> Task objective
Report the count of lines that carry the string "image", and add nothing.
-- Extracted material start --
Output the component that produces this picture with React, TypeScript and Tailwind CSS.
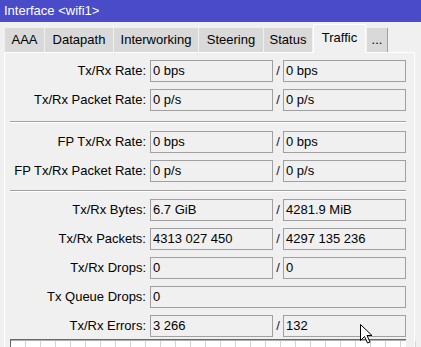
import React from "react";

const font = { fontFamily: '"Liberation Sans", Arial, sans-serif' };

type Row =
  | { kind: "pair"; label: string; a: string; b: string }
  | { kind: "single"; label: string; a: string };

const sec1: Row[] = [
  { kind: "pair", label: "Tx/Rx Rate:", a: "0 bps", b: "0 bps" },
  { kind: "pair", label: "Tx/Rx Packet Rate:", a: "0 p/s", b: "0 p/s" },
];
const sec2: Row[] = [
  { kind: "pair", label: "FP Tx/Rx Rate:", a: "0 bps", b: "0 bps" },
  { kind: "pair", label: "FP Tx/Rx Packet Rate:", a: "0 p/s", b: "0 p/s" },
];
const sec3: Row[] = [
  { kind: "pair", label: "Tx/Rx Bytes:", a: "6.7 GiB", b: "4281.9 MiB" },
  { kind: "pair", label: "Tx/Rx Packets:", a: "4313 027 450", b: "4297 135 236" },
  { kind: "pair", label: "Tx/Rx Drops:", a: "0", b: "0" },
  { kind: "single", label: "Tx Queue Drops:", a: "0" },
  { kind: "pair", label: "Tx/Rx Errors:", a: "3 266", b: "132" },
];

function Field({ value, w }: { value: string; w: string }) {
  return (
    <div
      className={`${w} h-[22px] border border-[#a0a0a0] bg-[#f0f0f0] pl-[2px] flex items-center text-[13px] text-black whitespace-nowrap overflow-hidden`}
    >
      {value}
    </div>
  );
}

function RowView({ r }: { r: Row }) {
  return (
    <div className="flex items-center h-[22px]">
      <div className="w-[136px] pr-[0px] text-right text-[13px] text-black whitespace-nowrap">
        {r.label}
      </div>
      <div className="w-[4px]" />
      {r.kind === "pair" ? (
        <>
          <Field value={r.a} w="w-[123px]" />
          <div className="w-[10px] text-center text-[13px] text-[#101040]">/</div>
          <Field value={r.b} w="w-[123px]" />
        </>
      ) : (
        <Field value={r.a} w="w-[256px]" />
      )}
    </div>
  );
}

function Section({ rows }: { rows: Row[] }) {
  return (
    <div className="flex flex-col gap-[7px]">
      {rows.map((r) => (
        <RowView key={r.label} r={r} />
      ))}
    </div>
  );
}

function Separator({ mt, mb }: { mt: string; mb: string }) {
  return (
    <div className={`${mt} ${mb} w-[396px] h-[2px] border-t border-[#a0a0a0] border-b border-b-white`} />
  );
}

const tabs: { label: string; w: string; active?: boolean }[] = [
  { label: "AAA", w: "w-[39px]" },
  { label: "Datapath", w: "w-[68px]" },
  { label: "Interworking", w: "w-[84px]" },
  { label: "Steering", w: "w-[64px]" },
  { label: "Status", w: "w-[48px]" },
  { label: "Traffic", w: "w-[53px]", active: true },
  { label: "...", w: "w-[21px]" },
];

export default function App() {
  return (
    <div className="w-[421px] h-[347px] overflow-hidden bg-[#f0f0f0] relative" style={font}>
      <div className="h-[22px] bg-[#4a4bc9] text-white text-[13px] pl-[4px] flex items-center">
        Interface &lt;wifi1&gt;
      </div>
      <div className="h-[30px] flex items-end pl-[5px] gap-[1px] relative z-10">
        {tabs.map((t) =>
          t.active ? (
            <div
              key={t.label}
              className={`${t.w} h-[29px] -mb-[1px] bg-[#f0f0f0] border-t border-l border-r border-white flex items-center justify-center text-[13px] text-black pb-[3px]`}
            >
              {t.label}
            </div>
          ) : (
            <div
              key={t.label}
              className={`${t.w} h-[24px] bg-[#d9d9d9] flex items-center justify-center text-[13px] text-black ${
                t.label === "..." ? "border-r border-[#a0a0a0]" : ""
              }`}
            >
              {t.label}
            </div>
          )
        )}
      </div>
      <div className="ml-[4px] w-[411px] h-[300px] border-t border-l border-r border-white pl-[5px] pt-[7px]">
        <Section rows={sec1} />
        <Separator mt="mt-[10px]" mb="mb-[8px]" />
        <Section rows={sec2} />
        <Separator mt="mt-[8px]" mb="mb-[7px]" />
        <Section rows={sec3} />
        <div className="mt-[2px] w-[396px] border-t border-[#696969] border-l border-l-[#696969] bg-white">
          <div className="border-t border-[#b0b0b0] flex h-[20px]">
            {Array.from({ length: 27 }).map((_, i) => (
              <div key={i} className="w-[15px] shrink-0 h-full border-r border-[#d4d4d4]" />
            ))}
          </div>
        </div>
      </div>
      <svg
        className="absolute left-[360px] top-[324px]"
        width="13"
        height="20"
        viewBox="0 0 13 20"
      >
        <path
          d="M0.5 0.5 L0.5 16.5 L4.5 12.5 L7.5 19 L10 18 L7 11.5 L12 11.5 Z"
          fill="white"
          stroke="black"
          strokeWidth="1"
          strokeLinejoin="miter"
        />
      </svg>
    </div>
  );
}
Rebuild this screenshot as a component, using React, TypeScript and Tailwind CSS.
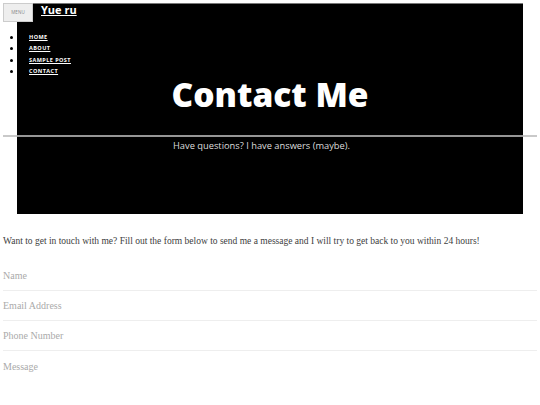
import React from "react";

export default function App() {
  const nav = ["Home", "About", "Sample Post", "Contact"];
  const fields = ["Name", "Email Address", "Phone Number", "Message"];
  return (
    <div className="w-[540px] h-[405px] overflow-hidden bg-white px-[3px] pt-[3px]" style={{ fontFamily: "'Open Sans', sans-serif" }}>
      <div className="relative">
        <div className="mx-[14px] h-[211px] bg-black border-t border-[#777]" />
        {/* overlaid header contents */}
        <div className="absolute left-0 top-0 w-full">
          <div className="flex items-start">
            <button className="w-[30px] h-[19px] bg-[#eeeeee] border border-[#cccccc] text-[4.5px] text-[#888] flex items-center justify-center tracking-wide">MENU</button>
            <a className="ml-[8px] mt-[0px] text-white font-bold text-[11px] leading-[14px] underline">Yue ru</a>
          </div>
          <ul className="mt-[10px] flex flex-col text-[5.5px] font-bold uppercase tracking-[0.08em] leading-[11.3px]">
            {nav.map((n) => (
              <li key={n} className="flex items-center">
                <span className="ml-[7px] w-[3px] h-[3px] rounded-full bg-black" />
                <a className="ml-[16px] text-white underline">{n}</a>
              </li>
            ))}
          </ul>
        </div>
        <div className="absolute left-0 top-[69px] w-full flex flex-col items-center">
          <h1 className="text-white font-extrabold text-[33.5px] leading-[44px]">Contact Me</h1>
        </div>
        <div className="absolute left-0 right-0 top-[132px] h-[1.5px] bg-[#bbbbbb] opacity-80" />
        <div className="absolute left-0 top-[136px] w-full flex justify-center">
          <p className="text-[#dddddd] text-[9.3px] font-normal leading-[14px] ml-[-17px]">Have questions? I have answers (maybe).</p>
        </div>
      </div>
      <div style={{ fontFamily: "'Liberation Serif', serif" }}>
        <p className="mt-[20px] text-[9.5px] text-[#404040] leading-[14px]">
          Want to get in touch with me? Fill out the form below to send me a message and I will try to get back to you within 24 hours!
        </p>
        <div className="mt-[13px] flex flex-col">
          {fields.map((f, i) => (
            <div key={f} className={`h-[30px] flex items-center text-[10px] text-[#aaaaaa] ${i < 3 ? "border-b border-[#eeeeee]" : ""}`}>
              {f}
            </div>
          ))}
        </div>
      </div>
    </div>
  );
}
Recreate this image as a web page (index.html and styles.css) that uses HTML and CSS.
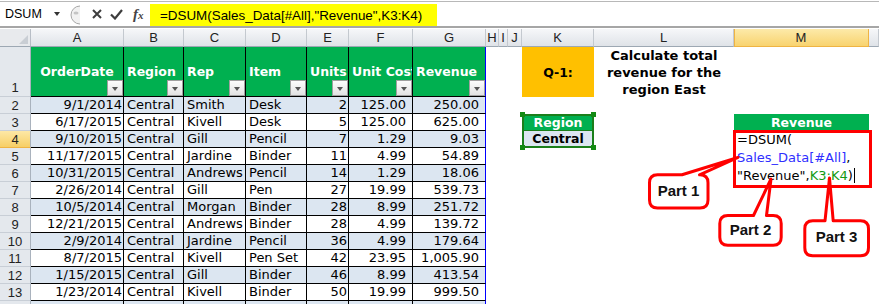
FILE: index.html
```html
<!DOCTYPE html>
<html lang="en">
<head>
    <meta charset="UTF-8">
    <meta name="viewport" content="width=device-width, initial-scale=1.0">
    <title>DSUM - Revenue by Region</title>
    <link rel="stylesheet" href="styles.css">
</head>
<body>

    <div class="formula-bar">
        <div class="name-box">DSUM <span class="drop"></span></div>
        <svg class="grip" width="14" height="24" viewBox="0 0 14 24">
            <path d="M13 4 A8.5 8.5 0 0 0 13 22" fill="#f1f1f1" stroke="#a7a7a7" stroke-width="1"/>
            <ellipse cx="9" cy="11" rx="2.5" ry="1.5" fill="#c4c4c4"/>
        </svg>
        <svg class="icon-x" width="10" height="10" viewBox="0 0 10 10">
            <path d="M1 1 L9 9 M9 1 L1 9" stroke="#3d3d3d" stroke-width="2"/>
        </svg>
        <svg class="icon-ok" width="13" height="11" viewBox="0 0 13 11">
            <path d="M1 5.5 L5 9.5 L12 1" fill="none" stroke="#3d3d3d" stroke-width="2.2"/>
        </svg>
        <span class="fx">f<small>x</small></span>
        <div class="formula">=DSUM(Sales_Data[#All],"Revenue",K3:K4)</div>
    </div>

    <div class="sheet" id="sheet"></div>

    <svg class="callouts" width="879" height="304" viewBox="0 0 879 304">
        <path d="M657.5 174.8 H682 L738 157.5 L699.5 174.8 H700 Q708 174.8 708 182.8 V200 Q708 208 700 208 H657.5 Q649.5 208 649.5 200 V182.8 Q649.5 174.8 657.5 174.8 Z"/>
        <text x="678.5" y="196">Part 1</text>

        <path d="M727.8 215.5 H753.5 L771 179 L766.5 215.5 H773.2 Q781.2 215.5 781.2 223.5 V237.2 Q781.2 245.2 773.2 245.2 H727.8 Q719.8 245.2 719.8 237.2 V223.5 Q719.8 215.5 727.8 215.5 Z"/>
        <text x="750.5" y="235">Part 2</text>

        <path d="M812.8 220.8 H825 L829.5 178 L833.2 220.8 H860.5 Q868.5 220.8 868.5 228.8 V247.8 Q868.5 255.8 860.5 255.8 H812.8 Q804.8 255.8 804.8 247.8 V228.8 Q804.8 220.8 812.8 220.8 Z"/>
        <text x="836.5" y="241.5">Part 3</text>
    </svg>

    <script>
        var data = [
            ['9/1/2014', 'Central', 'Smith', 'Desk', 2, '125.00', '250.00'],
            ['6/17/2015', 'Central', 'Kivell', 'Desk', 5, '125.00', '625.00'],
            ['9/10/2015', 'Central', 'Gill', 'Pencil', 7, '1.29', '9.03'],
            ['11/17/2015', 'Central', 'Jardine', 'Binder', 11, '4.99', '54.89'],
            ['10/31/2015', 'Central', 'Andrews', 'Pencil', 14, '1.29', '18.06'],
            ['2/26/2014', 'Central', 'Gill', 'Pen', 27, '19.99', '539.73'],
            ['10/5/2014', 'Central', 'Morgan', 'Binder', 28, '8.99', '251.72'],
            ['12/21/2015', 'Central', 'Andrews', 'Binder', 28, '4.99', '139.72'],
            ['2/9/2014', 'Central', 'Jardine', 'Pencil', 36, '4.99', '179.64'],
            ['8/7/2015', 'Central', 'Kivell', 'Pen Set', 42, '23.95', '1,005.90'],
            ['1/15/2015', 'Central', 'Gill', 'Binder', 46, '8.99', '413.54'],
            ['1/23/2014', 'Central', 'Kivell', 'Binder', 50, '19.99', '999.50'],
            ['', '', '', '', '', '', '']
        ];

        var sheet = document.getElementById('sheet');

        function add(cls, html) {
            var d = document.createElement('div');
            d.className = 'cell ' + cls;
            if (html !== undefined) d.innerHTML = html;
            sheet.appendChild(d);
            return d;
        }

        // column letters
        add('corner');
        'ABCDEFGHIJKLM'.split('').forEach(function(c) {
            add('col' + (c === 'M' ? ' hl' : ''), c);
        });
        add('col');

        // row 1: table headers + question
        add('rh bottom', '1');
        ['OrderDate', 'Region', 'Rep', 'Item', 'Units', 'Unit Cost', 'Revenue'].forEach(function(h, i) {
            var cls = 'th' + (i === 0 ? ' center' : '') + (i === 6 ? ' edge' : '');
            add(cls, '<span>' + h + '</span><i class="filter"></i>');
        });
        add(''); add(''); add('');
        add('question', 'Q-1:');
        add('task', 'Calculate total<br>revenue for the<br>region East');
        add(''); add('');

        var editor = '<div class="editor">=DSUM(<br><span class="ref-blue">Sales_Data[#All]</span>,<br>' +
            '"Revenue",<span class="ref-green">K3:K4</span>)<span class="caret"></span></div>';

        data.forEach(function(r, i) {
            var n = i + 2;
            var band = n % 2 === 0 ? ' band' : '';
            add('rh' + (n === 4 ? ' hl' : ''), n);
            add('td num' + band, r[0]);
            add('td' + band, r[1]);
            add('td' + band, r[2]);
            add('td' + band, r[3]);
            add('td num' + band, r[4]);
            add('td num pad' + band, r[5]);
            add('td num pad edge' + band, r[6]);
            add(''); add(''); add('');
            if (n === 3) add('crit-head', 'Region');
            else if (n === 4) add('crit', 'Central');
            else add('');
            add('');
            if (n === 3) add('out-head', 'Revenue');
            else if (n === 4) add('editor-cell', editor);
            else add('');
            add('');
        });
    </script>
</body>
</html>
```

FILE: styles.css
```css
body {
    margin: 0;
    width: 879px;
    height: 304px;
    overflow: hidden;
    position: relative;
    background: #fff;
    color: #000;
    font-family: "DejaVu Sans", Verdana, sans-serif;
}

/* formula bar */
.formula-bar {
    display: flex;
    align-items: center;
    height: 24px;
    margin-top: 1px;
    border-top: 1px solid #b8b8b8;
    border-bottom: 2px solid #a6a6a6;
}

.name-box {
    width: 55px;
    padding: 0 5px;
    display: flex;
    align-items: center;
    justify-content: space-between;
    font-family: "Liberation Sans", Arial, sans-serif;
    font-size: 12.5px;
}

.drop {
    border-left: 3.5px solid transparent;
    border-right: 3.5px solid transparent;
    border-top: 4px solid #333;
}

.grip {
    margin-left: 2px;
}

.icon-x {
    margin-left: 11px;
}

.icon-ok {
    margin-left: 8px;
}

.fx {
    width: 17px;
    margin-left: 10px;
    font-family: "Liberation Serif", serif;
    font-style: italic;
    font-weight: bold;
    font-size: 15px;
    color: #444;
}

.fx small {
    font-size: 11px;
}

.formula {
    align-self: stretch;
    margin-top: 2px;
    width: 277px;
    padding-left: 10px;
    display: flex;
    align-items: center;
    background: #ffff00;
    font-family: "Liberation Sans", Arial, sans-serif;
    font-size: 13.4px;
    white-space: nowrap;
}

/* worksheet grid */
.sheet {
    display: grid;
    grid-template-columns: 31px 93px 60px 62px 61px 42px 64px 73px 13px 9px 14px 72px 140px 135px 10px;
    grid-template-rows: 18px 50px repeat(13, 17px);
    margin-top: 1px;
}

.cell {
    box-sizing: border-box;
    overflow: hidden;
    white-space: nowrap;
}

.corner {
    position: relative;
    background: #e8eaed;
    border-right: 1px solid #b8bec6;
    border-bottom: 1px solid #9da8b3;
}

.corner::after {
    content: '';
    position: absolute;
    right: 2px;
    bottom: 2px;
    border-left: 9px solid transparent;
    border-bottom: 9px solid #c9ced4;
}

.col {
    display: flex;
    align-items: center;
    justify-content: center;
    font-family: "Liberation Sans", Arial, sans-serif;
    font-size: 13px;
    color: #222;
    background: linear-gradient(#f6f7f9, #dfe3e8);
    border-right: 1px solid #c4c9cf;
    border-bottom: 1px solid #9da8b3;
}

.col.hl {
    background: linear-gradient(#fdeaa9, #f8d36f);
    border-right-color: #efb443;
    border-bottom-color: #efb443;
    box-shadow: inset 1px 0 0 #efb443;
}

.rh {
    display: flex;
    align-items: center;
    justify-content: center;
    font-family: "Liberation Sans", Arial, sans-serif;
    font-size: 13px;
    color: #222;
    background: #e4e8ed;
    border-right: 1px solid #a9b2bd;
    border-bottom: 1px solid #c8ced6;
}

.rh.bottom {
    align-items: flex-end;
    padding-bottom: 1px;
}

.rh.hl {
    background: linear-gradient(#fde8a6, #f7cf66);
    border-bottom-color: #efb443;
}

/* data table */
.th {
    position: relative;
    display: flex;
    align-items: center;
    padding-left: 3px;
    background: #00b050;
    color: #fff;
    font-weight: bold;
    font-size: 12.5px;
    border-right: 1px solid #000;
    border-bottom: 1px solid #000;
}

.th.center {
    justify-content: center;
    padding-left: 0;
}

.filter {
    position: absolute;
    right: 0;
    bottom: 0;
    width: 16px;
    height: 16px;
    box-sizing: border-box;
    border: 1px solid #a0a0a0;
    background: linear-gradient(#fdfdfd, #e2e2e2);
}

.filter::after {
    content: '';
    position: absolute;
    left: 4px;
    top: 6px;
    border-left: 3.5px solid transparent;
    border-right: 3.5px solid transparent;
    border-top: 4px solid #555;
}

.td {
    padding: 0 3px;
    font-size: 13px;
    line-height: 16px;
    border-right: 1px solid #000;
    border-bottom: 1px solid #000;
}

.td.num {
    text-align: right;
    padding-right: 1px;
}

.td.pad {
    padding-right: 6px;
}

.band {
    background: #dce6f1;
}

.edge {
    border-right-color: #0000ff;
}

/* task area */
.question {
    display: flex;
    align-items: center;
    justify-content: center;
    background: #ffc000;
    font-weight: bold;
    font-size: 12.5px;
}

.task {
    display: flex;
    align-items: center;
    justify-content: center;
    text-align: center;
    font-weight: bold;
    font-size: 13px;
    line-height: 17px;
}

.crit-head,
.crit {
    position: relative;
    overflow: visible;
    z-index: 1;
    text-align: center;
    font-weight: bold;
    font-size: 12.5px;
    border: 2px solid #1b7f1b;
}

.crit-head {
    background: #00b050;
    color: #fff;
    line-height: 14px;
    border-bottom-width: 1px;
}

.crit {
    background: #dce6f1;
    line-height: 15px;
    border-top: 0;
}

.crit-head::before,
.crit-head::after,
.crit::before,
.crit::after {
    content: '';
    position: absolute;
    width: 5px;
    height: 5px;
    background: #138a13;
}

.crit-head::before { top: -4px; left: -4px; }
.crit-head::after { top: -4px; right: -4px; }
.crit::before { bottom: -4px; left: -4px; }
.crit::after { bottom: -4px; right: -4px; }

.out-head {
    background: #00b050;
    color: #fff;
    text-align: center;
    font-weight: bold;
    font-size: 12.5px;
    line-height: 17px;
}

.editor-cell {
    position: relative;
    overflow: visible;
    z-index: 2;
}

.editor {
    position: absolute;
    top: -1px;
    left: -1px;
    width: 139px;
    height: 58px;
    box-sizing: border-box;
    padding: 1px 0 0 4px;
    background: #fff;
    font-size: 13px;
    line-height: 18px;
}

.editor::after {
    content: '';
    position: absolute;
    top: 0;
    left: 0;
    right: 0;
    bottom: 0;
    border: 3px solid #ff0000;
}

.ref-blue {
    color: #2f2fff;
}

.ref-green {
    color: #129a12;
}

.caret {
    display: inline-block;
    width: 1px;
    height: 15px;
    margin-left: 1px;
    vertical-align: -3px;
    background: #000;
}

/* callouts */
.callouts {
    position: absolute;
    top: 0;
    left: 0;
    z-index: 5;
    pointer-events: none;
}

.callouts path {
    fill: #fff;
    stroke: #ff0000;
    stroke-width: 3;
    stroke-linejoin: round;
}

.callouts text {
    font-family: "Liberation Sans", Arial, sans-serif;
    font-weight: bold;
    font-size: 15px;
    text-anchor: middle;
    fill: #111;
}
```
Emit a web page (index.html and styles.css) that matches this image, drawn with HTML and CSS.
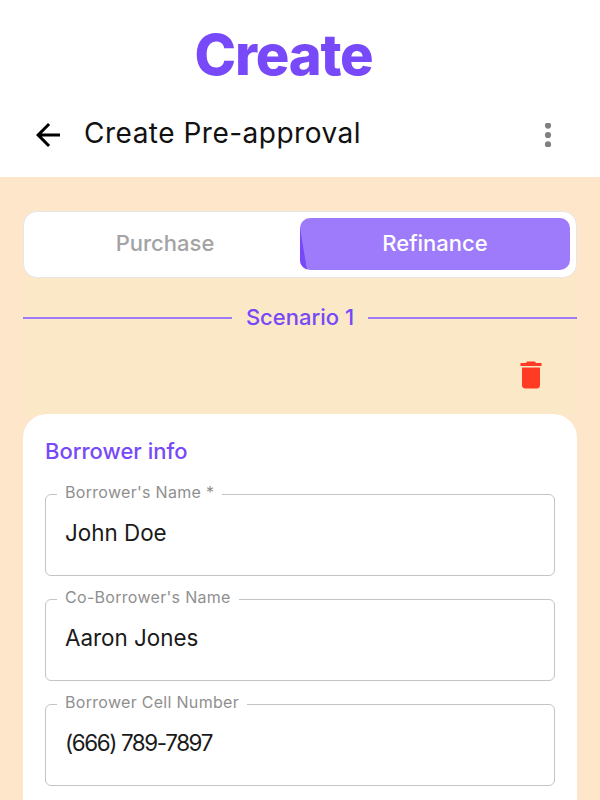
-- Extracted material end --
> In response
2